Meat Wave spielen im Kölner Underground
Bild: Andrew Robert Morrison

Da Donald Trump mit ähnlichen Aussagen auf die Terroranschläge in Paris am 13. November reagierte, hat der Song eine traurige Aktualität, als ihn Meat Wave am Sonntag nach den Anschlägen in Köln spielen. „Fürs Protokoll: Trump ist ein verfickter Schwachkopf“, wirft Bassist Joe Gac ein, als wir uns über die Aussagen des Präsidentschaftskandidaten unterhalten. Allerdings schwingt neben der Wut noch etwas anderes mit, wenn Chris Sutter im unverschämt euphorischen Refrain singt: „When will I join the NRA?“ „Natürlich ist das in erster Linie ein makabrer Scherz“, erklärt der Sänger. „Andererseits passiert es immer wieder, dass Menschen plötzlich ihre Meinung ändern und ihre Ideale verraten. Wer weiß, vielleicht trete ich ja wirklich irgendwann der NRA bei. Solche Gedanken können einem ganz schön Angst einjagen.“

Nicht nur inhaltlich schwanken Meat Wave zwischen Wut und Mitgefühl, auch ihre Musik will sich auf „Delusion Moon“ nie so recht entscheiden. Unter der rauen Oberfläche aus Noise, Punk und Garage verstecken sich eingängige, fast poppige Melodien, die sich für kurze Momente immer wieder hervortrauen. Dabei gründeten Chris und Ryan Meat Wave eigentlich als den aggressiven Bruder ihrer zweiten Band Truman & His Trophy. „Mit Truman spielen wir eher melodischen, fröhlichen Kram“, so Ryan. „In der Musik von Meat Wave leben wir dagegen unsere wütende Seite aus.“ Wenn Meat Wave wie in solchen Momenten erzählen, wer mit wem in anderen Bands spielt oder welche Bands aus Chicago Joe Gac bereits produziert hat, kann man schnell den Überblick verlieren. Das Trio ist Teil einer gut vernetzten DIY-Szene in seiner Heimatstadt.

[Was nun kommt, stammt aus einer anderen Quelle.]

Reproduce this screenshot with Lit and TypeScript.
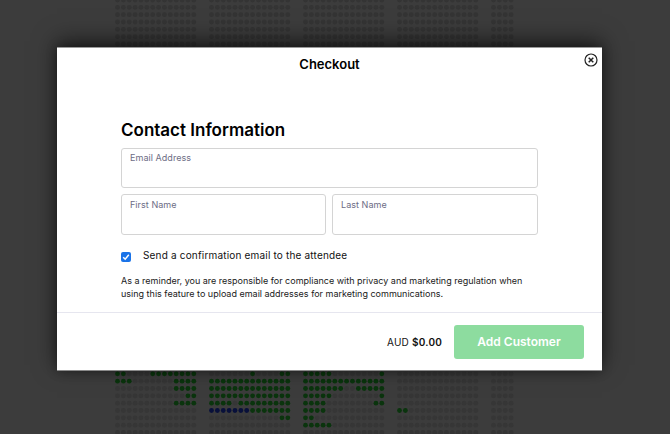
import { LitElement, html, css, svg } from "lit";
import { customElement } from "lit/decorators.js";

const BLOCKS = [14, 14, 14, 14, 4];
const ROWS = 60;
type Range = [number, number, string?];
// green (or navy) runs per block, keyed by row index counted from row 51
const RUNS: Range[][][] = [
  [[[0, 1], [6, 13]], [[0, 2], [10, 13]], [[10, 13]], [[12, 13]], [[10, 13]], [], [], []],
  [[[7, 7], [12, 13]], [[0, 13]], [[0, 13]], [[0, 13]], [[0, 3], [5, 13]], [[0, 6, "n"], [7, 13]], [[12, 13]], []],
  [[[0, 4], [13, 13]], [[0, 13]], [[0, 6], [9, 13]], [[0, 4], [13, 13]], [[0, 3], [12, 13]], [[0, 3]], [[0, 1]], [[0, 4]]],
  [[], [], [], [], [], [[0, 1]], [], []],
  [[], [], [], [], [], [], [], []],
];

function dotColor(b: number, c: number, r: number): string {
  const row = r - 51;
  if (row < 0 || row > 7) return "#343434";
  for (const [a, z, k] of RUNS[b][row]) {
    if (c >= a && c <= z) return k ? "#08103a" : "#0a340d";
  }
  return "#363636";
}

@customElement("app-root")
export class AppRoot extends LitElement {
  static styles = css`
    :host {
      display: block;
      width: 670px;
      height: 434px;
      font-family: Inter, "Liberation Sans", sans-serif;
    }
    .page {
      position: relative;
      width: 670px;
      height: 434px;
      overflow: hidden;
      background: #3c3c3c;
      display: flex;
      align-items: flex-start;
      padding: 47px 0 0 57px;
      box-sizing: border-box;
    }
    .dots {
      position: absolute;
      inset: 0;
      width: 670px;
      height: 434px;
    }
    .modal {
      position: relative;
      width: 545px;
      height: 324px;
      box-sizing: border-box;
      background: #fff;
      border-top: 1px solid #9a9a9a;
      border-bottom: 1px solid #8a8a8a;
      box-shadow: 0 -6px 22px rgba(0, 0, 0, 0.55), 0 0 10px rgba(0, 0, 0, 0.3);
      display: flex;
      flex-direction: column;
    }
    .head {
      text-align: center;
      font-size: 13px;
      line-height: 17px;
      font-weight: 600;
      color: #000;
      padding-top: 8px;
    }
    .close {
      position: absolute;
      top: 5px;
      right: 4px;
      width: 14px;
      height: 14px;
      display: block;
    }
    .body {
      flex: 1;
      padding: 46px 64px 0;
      display: flex;
      flex-direction: column;
    }
    h2 {
      margin: 0 0 7px;
      font-size: 17px;
      line-height: 22px;
      font-weight: 600;
      color: #000;
    }
    .fields {
      display: grid;
      grid-template-columns: 205px 206px;
      grid-template-rows: 40px 41px;
      column-gap: 6px;
      row-gap: 6px;
    }
    .field {
      box-sizing: border-box;
      border: 1px solid #d4d4d4;
      border-radius: 3px;
      padding: 4px 8px 0;
      display: flex;
      flex-direction: column;
      background: #fff;
    }
    .wide {
      grid-column: 1 / 3;
      padding-top: 3px;
    }
    .field label {
      font-size: 9px;
      line-height: 12px;
      letter-spacing: 0.05px;
      color: #6d6d85;
    }
    .field input {
      border: none;
      outline: none;
      padding: 0;
      background: transparent;
      min-height: 0;
      flex: 1;
    }
    .check {
      display: flex;
      align-items: center;
      margin-top: 13px;
      font-size: 10px;
      line-height: 14px;
      color: #111;
      letter-spacing: 0.18px;
    }
    .box {
      box-sizing: border-box;
      width: 10px;
      height: 10px;
      margin: 3px 12px 0 0;
      border-radius: 2px;
      background: #1a73e8;
      display: flex;
      align-items: center;
      justify-content: center;
    }
    .box svg {
      width: 8px;
      height: 8px;
    }
    .note {
      margin: 12px 0 0;
      font-size: 9px;
      line-height: 13px;
      color: #1a1a1a;
    }
    .foot {
      height: 58px;
      box-sizing: border-box;
      border-top: 1px solid #e6e6ef;
      display: flex;
      align-items: center;
      justify-content: flex-end;
      padding: 0 18px 0 0;
      gap: 12px;
    }
    .total {
      font-size: 10px;
      letter-spacing: 0.2px;
      color: #111;
    }
    .total b {
      font-weight: 600;
    }
    button {
      width: 130px;
      height: 34px;
      border: none;
      border-radius: 3px;
      background: #8ddc9f;
      color: #fff;
      font: 600 12px Inter, "Liberation Sans", sans-serif;
      padding: 0;
    }
  `;

  private renderDots() {
    const circles = [];
    for (let b = 0; b < BLOCKS.length; b++) {
      for (let c = 0; c < BLOCKS[b]; c++) {
        for (let r = 0; r < ROWS; r++) {
          const cx = 117.5 + 94 * b + c * 5.87;
          const cy = r * 7.33;
          circles.push(
            svg`<circle cx=${cx} cy=${cy} r="2.4" fill=${dotColor(b, c, r)}></circle>`
          );
        }
      }
    }
    return html`<svg class="dots" viewBox="0 0 670 434">${circles}</svg>`;
  }

  render() {
    return html`
      <div class="page">
        ${this.renderDots()}
        <div class="modal">
          <div class="head">Checkout</div>
          <svg class="close" viewBox="0 0 14 14" fill="none" stroke="#222" aria-label="Close">
            <circle cx="7" cy="7" r="6" stroke-width="1.2"></circle>
            <path d="M4.7 4.7 9.3 9.3M9.3 4.7 4.7 9.3" stroke-width="1.5"></path>
          </svg>
          <div class="body">
            <h2>Contact Information</h2>
            <div class="fields">
              <div class="field wide"><label>Email Address</label><input /></div>
              <div class="field"><label>First Name</label><input /></div>
              <div class="field"><label>Last Name</label><input /></div>
            </div>
            <div class="check">
              <span class="box">
                <svg viewBox="0 0 8 8" fill="none" stroke="#fff" stroke-width="1.5">
                  <path d="M1.2 4.2 3.2 6.2 6.8 1.8"></path>
                </svg>
              </span>
              Send a confirmation email to the attendee
            </div>
            <p class="note">
              As a reminder, you are responsible for compliance with privacy and marketing regulation when
              using this feature to upload email addresses for marketing communications.
            </p>
          </div>
          <div class="foot">
            <span class="total">AUD <b>$0.00</b></span>
            <button>Add Customer</button>
          </div>
        </div>
      </div>
    `;
  }
}
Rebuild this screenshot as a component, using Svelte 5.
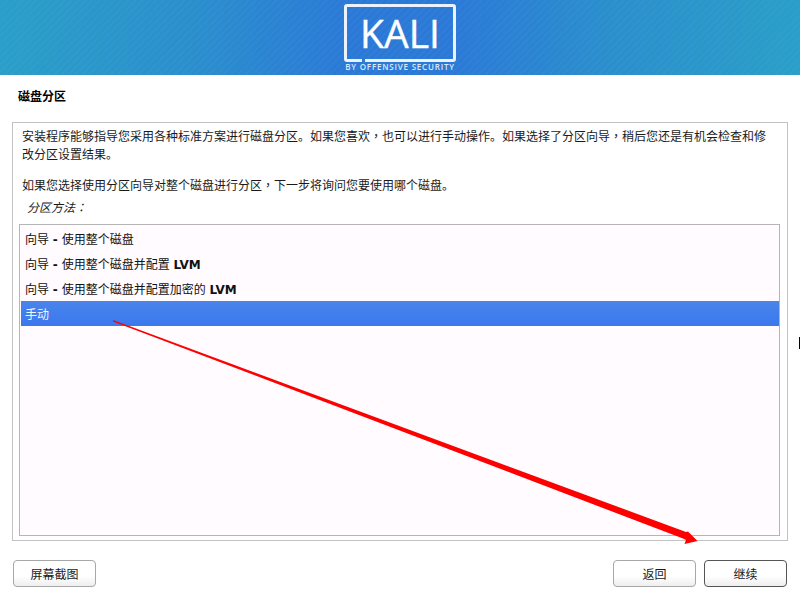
<script>
  const methods = [
    { zh: '使用整个磁盘', lvm: '' },
    { zh: '使用整个磁盘并配置 ', lvm: 'LVM' },
    { zh: '使用整个磁盘并配置加密的 ', lvm: 'LVM' }
  ];
</script>

<div class="page">
  <header class="banner">
    <div class="logo">
      <div class="logo-box">KALI</div>
      <div class="logo-sub">BY OFFENSIVE SECURITY</div>
    </div>
  </header>
  <h1>磁盘分区</h1>
  <section class="panel">
    <p class="intro">安装程序能够指导您采用各种标准方案进行磁盘分区。如果您喜欢<span class="punct">，</span>也可以进行手动操作。如果选择了分区向导<span class="punct">，</span>稍后您还是有机会检查和修改分区设置结果。</p>
    <p class="intro second">如果您选择使用分区向导对整个磁盘进行分区<span class="punct">，</span>下一步将询问您要使用哪个磁盘。</p>
    <p class="label">分区方法<span class="punct">：</span></p>
    <div class="list">
      {#each methods as m}
        <div class="row">向导 <b>-</b> {m.zh}<b>{m.lvm}</b></div>
      {/each}
      <div class="row selected">手动</div>
    </div>
  </section>
  <footer>
    <button>屏幕截图</button>
    <div class="right">
      <button>返回</button>
      <button class="primary">继续</button>
    </div>
  </footer>
  <svg class="arrow" width="800" height="600" viewBox="0 0 800 600" aria-hidden="true">
    <polygon points="113,320 686,532 688,531.5 697.5,541 684.5,544 686,540 683,538.5 113,321.4" fill="#f00" />
  </svg>
  <div class="cursor"></div>
</div>

<style>
  :global(body) {
    margin: 0;
    background: #fff;
  }
  .page {
    position: relative;
    width: 800px;
    height: 600px;
    overflow: hidden;
    font-family: "DejaVu Sans", "Noto Sans CJK SC", sans-serif;
    font-size: 12px;
    color: #1a1a1a;
    display: flex;
    flex-direction: column;
  }
  .banner {
    height: 75px;
    flex: none;
    display: flex;
    justify-content: center;
    background:
      repeating-linear-gradient(135deg, rgba(255, 255, 255, 0.025) 0 2px, rgba(255, 255, 255, 0) 2px 5px),
      linear-gradient(92deg, #2a9fc8 0%, #2a8ecd 25%, #2b79d7 44%, #2b79d7 56%, #2a8ecd 75%, #2a9fc8 100%);
  }
  .logo {
    width: 112px;
    padding-top: 4px;
    color: #fff;
    display: flex;
    flex-direction: column;
    align-items: center;
  }
  .logo-box {
    position: relative;
    box-sizing: border-box;
    width: 112px;
    height: 58px;
    border: 3px solid #eaf2fc;
    border-radius: 3px;
    font-family: "Open Sans", sans-serif;
    font-weight: 500;
    -webkit-text-stroke: 0.4px #fff;
    font-size: 39px;
    line-height: 51px;
    text-align: center;
  }
  .logo-box::after {
    content: "";
    position: absolute;
    left: 15px;
    bottom: -3px;
    width: 3px;
    height: 3px;
    background: #2b7dd5;
  }
  .logo-sub {
    font-family: "Open Sans", sans-serif;
    font-weight: 600;
    font-size: 8px;
    line-height: 10px;
    letter-spacing: 0.8px;
    white-space: nowrap;
    color: #dbe8f8;
  }
  h1 {
    margin: 0;
    height: 47px;
    box-sizing: border-box;
    padding: 13px 18px 0;
    font-size: 12px;
    line-height: 18px;
    font-weight: 700;
    color: #000;
  }
  .panel {
    box-sizing: border-box;
    margin: 0 12px;
    height: 419px;
    border: 1px solid #c3c3c3;
    padding: 5px 7px 4px 6px;
    display: flex;
    flex-direction: column;
  }
  p {
    margin: 0;
  }
  .punct {
    font-family: "Noto Sans CJK TC", sans-serif;
    line-height: 0;
  }
  .intro {
    padding: 0 3px;
    line-height: 18px;
  }
  .second {
    margin-top: 13px;
  }
  .label {
    font-style: italic;
    padding-left: 8px;
    line-height: 18px;
    margin-top: 4px;
  }
  .list {
    box-sizing: border-box;
    margin-top: 7px;
    flex: 1;
    border: 1px solid #b5b5b5;
    background: #fffbff;
    padding: 1px 0 1px 1px;
  }
  .row {
    height: 25px;
    line-height: 29px;
    padding-left: 4px;
    white-space: pre;
    color: #111;
  }
  .row b {
    font-weight: 700;
  }
  .selected {
    background: linear-gradient(180deg, #4a84ea, #3a78ee);
    color: #f2f6ff;
  }
  footer {
    display: flex;
    justify-content: space-between;
    margin: 19px 13px 0;
  }
  .right {
    display: flex;
    gap: 8px;
  }
  button {
    width: 83px;
    height: 27px;
    padding: 0;
    font: inherit;
    color: #1a1a1a;
    border: 1px solid #a8a8a8;
    border-radius: 4px;
    background: linear-gradient(180deg, #fff 60%, #eeeeee);
  }
  .primary {
    border-color: #555;
  }
  .arrow {
    position: absolute;
    left: 0;
    top: 0;
    pointer-events: none;
  }
  .cursor {
    position: absolute;
    left: 799px;
    top: 337px;
    width: 1px;
    height: 12px;
    background: #000;
  }
</style>
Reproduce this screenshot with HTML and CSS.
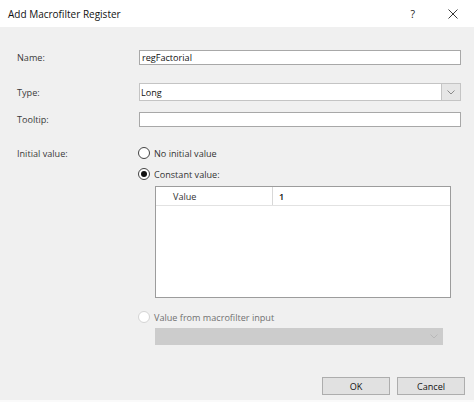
FILE: index.html
```html
<!DOCTYPE html>
<html>
<head>
<meta charset="utf-8">
<link rel="stylesheet" href="styles.css">
</head>
<body>
<div class="dialog">
  <div class="titlebar">
    <span class="title">Add Macrofilter Register</span>
    <span class="help">?</span>
    <svg class="close" width="10" height="10" viewBox="0 0 10 10"><path d="M0.5 0.5 L9.5 9.5 M9.5 0.5 L0.5 9.5" stroke="#222" stroke-width="0.9" fill="none"/></svg>
  </div>
  <div class="content">
    <div class="row r-name">
      <span class="label">Name:</span>
      <div class="input">regFactorial</div>
    </div>
    <div class="row r-type">
      <span class="label">Type:</span>
      <div class="combo">
        <span class="combo-text">Long</span>
        <span class="combo-btn"><svg width="8" height="5" viewBox="0 0 8 5"><path d="M0.5 0.5 L4 4 L7.5 0.5" stroke="#8a8a8a" stroke-width="1" fill="none"/></svg></span>
      </div>
    </div>
    <div class="row r-tooltip">
      <span class="label">Tooltip:</span>
      <div class="input"></div>
    </div>
    <div class="row r-init">
      <span class="label">Initial value:</span>
      <div class="radio-line"><span class="radio"></span><span class="rtext">No initial value</span></div>
    </div>
    <div class="row r-const">
      <span class="label"></span>
      <div class="radio-line"><span class="radio checked"></span><span class="rtext">Constant value:</span></div>
    </div>
    <div class="row r-grid">
      <span class="label"></span>
      <div class="grid">
        <div class="grid-head">
          <div class="cell c-name">Value</div>
          <div class="cell c-val">1</div>
        </div>
      </div>
    </div>
    <div class="row r-from">
      <span class="label"></span>
      <div class="radio-line disabled"><span class="radio"></span><span class="rtext">Value from macrofilter input</span></div>
    </div>
    <div class="row r-dis">
      <span class="label"></span>
      <div class="combo-dis"><svg width="8" height="5" viewBox="0 0 8 5"><path d="M0.5 0.5 L4 4 L7.5 0.5" stroke="#b8b8b8" stroke-width="1" fill="none"/></svg></div>
    </div>
    <div class="buttons">
      <div class="btn">OK</div>
      <div class="btn">Cancel</div>
    </div>
  </div>
  <div class="bottom"></div>
</div>
</body>
</html>
```
FILE: styles.css
```css
html, body {
  margin: 0;
  padding: 0;
  background: #f0f0f0;
}
.dialog {
  width: 474px;
  height: 402px;
  display: flex;
  flex-direction: column;
  font-family: "Open Sans", "Noto Sans", sans-serif;
  font-size: 9.1px;
  color: #333;
  overflow: hidden;
}
.titlebar {
  height: 27px;
  background: #fff;
  display: flex;
  align-items: center;
  padding-left: 8px;
  flex: none;
}
.title {
  font-size: 10px;
  color: #111;
  flex: 1;
}
.help {
  font-size: 10.5px;
  color: #222;
  margin-right: 33px;
}
.close {
  margin-right: 16px;
}
.content {
  flex: 1;
  padding: 23px 13px 0 17px;
  display: flex;
  flex-direction: column;
}
.row {
  display: grid;
  grid-template-columns: 122px 1fr;
  align-items: center;
}
.label {
  color: #3a3a3a;
}
.input {
  height: 13px;
  border: 1px solid #a8a8a8;
  background: #fff;
  padding-left: 2px;
  line-height: 13px;
  color: #111;
}
.r-type { margin-top: 18px; }
.r-tooltip { margin-top: 11px; }
.combo {
  height: 16px;
  border: 1px solid #c4c4c4;
  background: #fff;
  display: flex;
  align-items: center;
}
.combo-text {
  flex: 1;
  padding-left: 1px;
  color: #111;
}
.combo-btn {
  width: 18px;
  height: 16px;
  background: #e6e6e6;
  border-left: 1px solid #c4c4c4;
  display: flex;
  align-items: center;
  justify-content: center;
}
.r-init { margin-top: 18px; height: 16px; }
.r-const { margin-top: 5px; height: 16px; }
.radio-line {
  display: flex;
  align-items: center;
  margin-left: -1px;
}
.radio {
  width: 10px;
  height: 10px;
  border: 1px solid #444;
  border-radius: 50%;
  background: #fff;
  margin-right: 4px;
  display: flex;
  align-items: center;
  justify-content: center;
}
.radio.checked::after {
  content: "";
  width: 6px;
  height: 6px;
  border-radius: 50%;
  background: #111;
}
.rtext { color: #333; }
.disabled .radio {
  border-color: #d4d4d4;
}
.disabled .rtext { color: #707070; }
.r-grid { margin-top: 4px; }
.grid {
  margin-left: 16px;
  margin-right: 10px;
  height: 110px;
  border: 1px solid #9c9c9c;
  background: #fff;
}
.grid-head {
  display: flex;
  height: 18px;
  border-bottom: 1px solid #e2e2e2;
}
.cell {
  display: flex;
  align-items: center;
}
.c-name {
  width: 117px;
  padding-left: 17px;
  box-sizing: border-box;
  border-right: 1px solid #d8d8d8;
  color: #333;
}
.c-val {
  padding-left: 6px;
  font-weight: 600;
  color: #111;
}
.r-from { margin-top: 11px; height: 16px; }
.r-dis { margin-top: 3px; }
.combo-dis {
  margin-left: 16px;
  margin-right: 18px;
  height: 17px;
  background: #cccccc;
  display: flex;
  align-items: center;
  justify-content: flex-end;
  padding-right: 5px;
}
.buttons {
  margin-top: 32px;
  display: flex;
  justify-content: flex-end;
  gap: 7px;
  margin-right: -4px;
}
.btn {
  width: 66px;
  height: 16px;
  border: 1px solid #adadad;
  background: #e1e1e1;
  color: #111;
  display: flex;
  align-items: center;
  justify-content: center;
}
.bottom {
  height: 2px;
  background: #fafafa;
  flex: none;
}
```
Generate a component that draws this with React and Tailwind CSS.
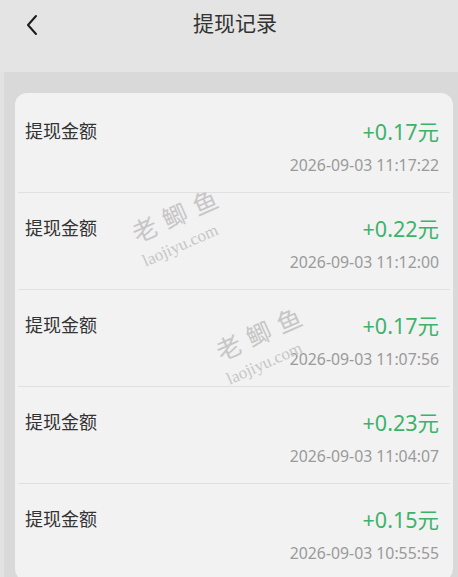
import React from 'react';

const records = [
    { amount: '+0.17元', time: '2026-09-03 11:17:22' },
    { amount: '+0.22元', time: '2026-09-03 11:12:00' },
    { amount: '+0.17元', time: '2026-09-03 11:07:56' },
    { amount: '+0.23元', time: '2026-09-03 11:04:07' },
    { amount: '+0.15元', time: '2026-09-03 10:55:55' },
];

const font = { fontFamily: '"Noto Sans", "Noto Sans CJK SC", sans-serif' };

function Watermark({ className }) {
    return (
        <div className={`pointer-events-none absolute w-[110px] -rotate-[24deg] text-[#c6c6c6] ${className}`}>
            <div className="text-[25px] tracking-[8px] leading-none ml-[6px]" style={{ fontFamily: '"Noto Sans CJK SC", sans-serif' }}>老鲫鱼</div>
            <div className="text-[17px] leading-none mt-[9px] ml-[4px] whitespace-nowrap" style={{ fontFamily: '"Liberation Serif", serif' }}>laojiyu.com</div>
        </div>
    );
}

export default function App() {
    return (
        <div className="w-[458px] h-[577px] overflow-hidden bg-[#d9d9d9] relative" style={font}>
            {/* Header */}
            <div className="h-[72px] bg-[#e4e4e4] relative">
                <svg className="absolute left-[24px] top-[13px]" width="16" height="24" viewBox="0 0 16 24" fill="none">
                    <path d="M12 3 L4 12 L12 21" stroke="#1a1a1a" strokeWidth="2" strokeLinecap="round" strokeLinejoin="round" />
                </svg>
                <div className="pl-[12px] text-center text-[21px] text-[#333] pt-[8px] leading-[30px]">提现记录</div>
            </div>

            {/* List */}
            <div className="pl-[11px] pr-[5px] pt-[21px] border-l-[4px] border-[#e2e2e2] h-full">
                <div className="bg-[#f2f2f2] rounded-[12px]">
                    {records.map((r, i) => (
                        <div
                            key={i}
                            className={`flex justify-between mx-[3px] pl-[7px] pr-[11px] ${i === 0 ? 'pt-[25px] h-[100px]' : 'pt-[22px] h-[97px]'} ${i < records.length - 1 ? 'border-b border-[#e0e0e0]' : ''}`}
                        >
                            <div className="text-[18px] text-[#333] leading-[26px]">提现金额</div>
                            <div className="flex flex-col items-end">
                                <div className="text-[21.5px] text-[#3db36a] leading-[28px]">{r.amount}</div>
                                <div className="text-[15.8px] text-[#9a9a9a] leading-[20px] mt-[9px]">{r.time}</div>
                            </div>
                        </div>
                    ))}
                </div>
            </div>

            <Watermark className="left-[128px] top-[200px]" />
            <Watermark className="left-[212px] top-[318px]" />
        </div>
    );
}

„Es gibt hier viele günstige Proberäume und ebenso viele Orte, an denen Bands auftreten können“, erzählt Ryan Wizniak, als er nach den Gründen für diese lebhafte Szene gefragt wird. Eine andere Erklärung liefert sein Sänger: „Im Gegensatz zu New York oder Los Angeles existiert hier in Chicago fast keine Musikindustrie. Daher hofft hier kaum jemand auf kommerziellen Erfolg – im Gegenteil: Eigentlich sieht jeder seine Band als Zeitvertreib oder Hobby.“ Auch Meat Wave selbst hatten keine großen Ambitionen, als sie im Oktober 2012 ihr selbstbetiteltes Debütalbum veröffentlichten. Erst als Anfang des Jahres das Label Side One Dummy Kontakt zu ihnen aufnahm und sie für einige Shows nach Großbritannien flogen, erkannten Meat Wave, dass diese Band womöglich mehr als nur ein Hobby ist. „Wir hätten nie gedacht, dass wir mal Shows außerhalb von Chicago spielen“, erinnert sich Chris. „Doch dass wir nun sogar durch Europa touren, fühlt sich komplett verrückt an.“ Und da ist es wieder, das Wörtchen, das an diesem Nachmittag sehr oft fällt: verrückt.